### Dataset excerpt
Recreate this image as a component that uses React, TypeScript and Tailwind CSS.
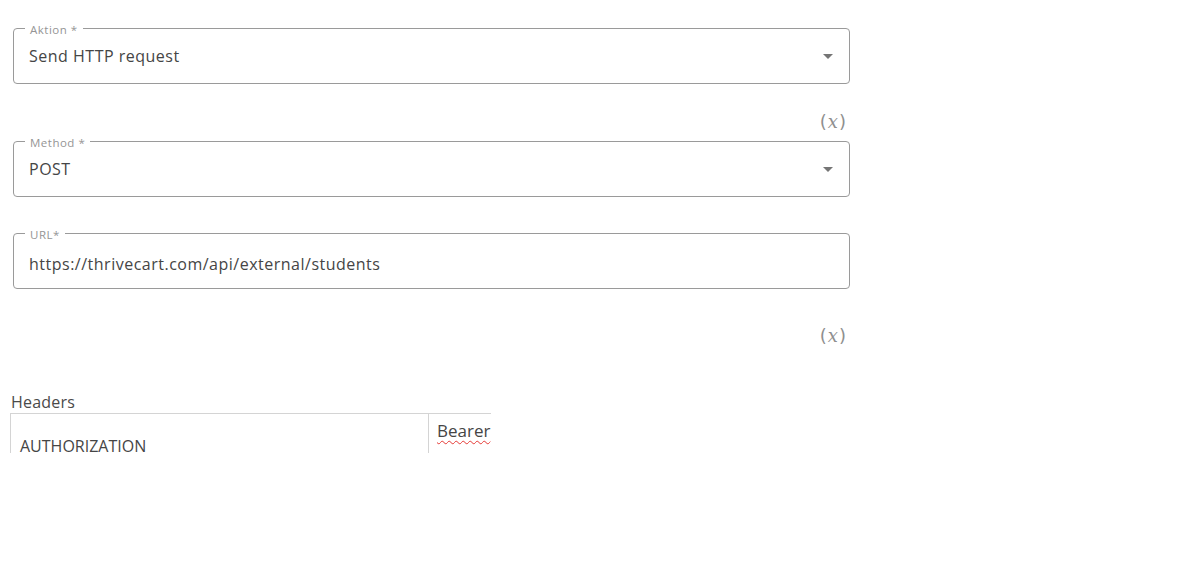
import { ReactNode } from 'react'

const FONT = { fontFamily: '"Open Sans", "Noto Sans", Arial, sans-serif' }

function Caret() {
  return (
    <svg width="24" height="24" viewBox="0 0 24 24" className="fill-[#757575]">
      <path d="M7 10l5 5 5-5z" />
    </svg>
  )
}

function Outlined({ label, children, select, shift }: { label: string; children: ReactNode; select?: boolean; shift?: boolean }) {
  return (
    <div className="relative h-[56px] border border-[#9a9a9a] rounded-[4px] flex items-center pl-[15px] pr-[9px]">
      <span className="absolute -top-[6px] left-[11px] px-[5px] bg-white text-[11.5px] leading-[13px] text-[#959595] tracking-[0.5px]">
        {label}
      </span>
      <span className={`flex-1 text-[16px] text-[#454545] tracking-[0.5px] ${shift ? 'pt-[6px]' : ''}`}>{children}</span>
      {select && <Caret />}
    </div>
  )
}

function VarToggle() {
  return (
    <div className="flex justify-end pr-[4px] h-[24px] items-center">
      <span className="text-[18px] leading-[24px] text-[#8f8f8f]" style={{ fontFamily: '"DejaVu Sans", "Liberation Sans", sans-serif' }}>
        (<span className="italic px-[1px]" style={{ fontFamily: '"DejaVu Serif", serif' }}>x</span>)
      </span>
    </div>
  )
}

export default function App() {
  return (
    <div className="w-[1190px] h-[568px] bg-white" style={FONT}>
      <div className="w-[837px] ml-[13px] pt-[28px]">
        <Outlined label="Aktion *" select>Send HTTP request</Outlined>
        <div className="h-[57px] pt-[26px]">
          <VarToggle />
        </div>
        <Outlined label="Method *" select>POST</Outlined>
        <div className="h-[36px]" />
        <Outlined label="URL*" shift>https://thrivecart.com/api/external/students</Outlined>
        <div className="pt-[35px]">
          <VarToggle />
        </div>
      </div>

      <div className="ml-[11px] mt-[44px] text-[16px] text-[#4a4a4a] leading-[21px] tracking-[0.2px]">Headers</div>
      <div className="ml-[10px] w-[481px] h-[40px] overflow-hidden border-t border-l border-[#d4d4d4] flex">
        <div className="w-[418px] border-r border-[#d4d4d4] pl-[9px] pt-[22px] text-[16px] text-[#454545] leading-[20px]">
          AUTHORIZATION
        </div>
        <div className="flex-1 pl-[8px] pt-[6px] text-[17px] text-[#454545] leading-[22px] whitespace-nowrap">
          <span className="underline decoration-wavy decoration-[#e53935] underline-offset-[3px] decoration-1">Bearer</span>
        </div>
      </div>
    </div>
  )
}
######
Reproduce the material in full, word for word, and omit the pictures.

Recreate this image as a component that uses React, TypeScript and Tailwind CSS.
import { ReactNode } from 'react'

const FONT = { fontFamily: '"Open Sans", "Noto Sans", Arial, sans-serif' }

function Caret() {
  return (
    <svg width="24" height="24" viewBox="0 0 24 24" className="fill-[#757575]">
      <path d="M7 10l5 5 5-5z" />
    </svg>
  )
}

function Outlined({ label, children, select, shift }: { label: string; children: ReactNode; select?: boolean; shift?: boolean }) {
  return (
    <div className="relative h-[56px] border border-[#9a9a9a] rounded-[4px] flex items-center pl-[15px] pr-[9px]">
      <span className="absolute -top-[6px] left-[11px] px-[5px] bg-white text-[11.5px] leading-[13px] text-[#959595] tracking-[0.5px]">
        {label}
      </span>
      <span className={`flex-1 text-[16px] text-[#454545] tracking-[0.5px] ${shift ? 'pt-[6px]' : ''}`}>{children}</span>
      {select && <Caret />}
    </div>
  )
}

function VarToggle() {
  return (
    <div className="flex justify-end pr-[4px] h-[24px] items-center">
      <span className="text-[18px] leading-[24px] text-[#8f8f8f]" style={{ fontFamily: '"DejaVu Sans", "Liberation Sans", sans-serif' }}>
        (<span className="italic px-[1px]" style={{ fontFamily: '"DejaVu Serif", serif' }}>x</span>)
      </span>
    </div>
  )
}

export default function App() {
  return (
    <div className="w-[1190px] h-[568px] bg-white" style={FONT}>
      <div className="w-[837px] ml-[13px] pt-[28px]">
        <Outlined label="Aktion *" select>Send HTTP request</Outlined>
        <div className="h-[57px] pt-[26px]">
          <VarToggle />
        </div>
        <Outlined label="Method *" select>POST</Outlined>
        <div className="h-[36px]" />
        <Outlined label="URL*" shift>https://thrivecart.com/api/external/students</Outlined>
        <div className="pt-[35px]">
          <VarToggle />
        </div>
      </div>

      <div className="ml-[11px] mt-[44px] text-[16px] text-[#4a4a4a] leading-[21px] tracking-[0.2px]">Headers</div>
      <div className="ml-[10px] w-[481px] h-[40px] overflow-hidden border-t border-l border-[#d4d4d4] flex">
        <div className="w-[418px] border-r border-[#d4d4d4] pl-[9px] pt-[22px] text-[16px] text-[#454545] leading-[20px]">
          AUTHORIZATION
        </div>
        <div className="flex-1 pl-[8px] pt-[6px] text-[17px] text-[#454545] leading-[22px] whitespace-nowrap">
          <span className="underline decoration-wavy decoration-[#e53935] underline-offset-[3px] decoration-1">Bearer</span>
        </div>
      </div>
    </div>
  )
}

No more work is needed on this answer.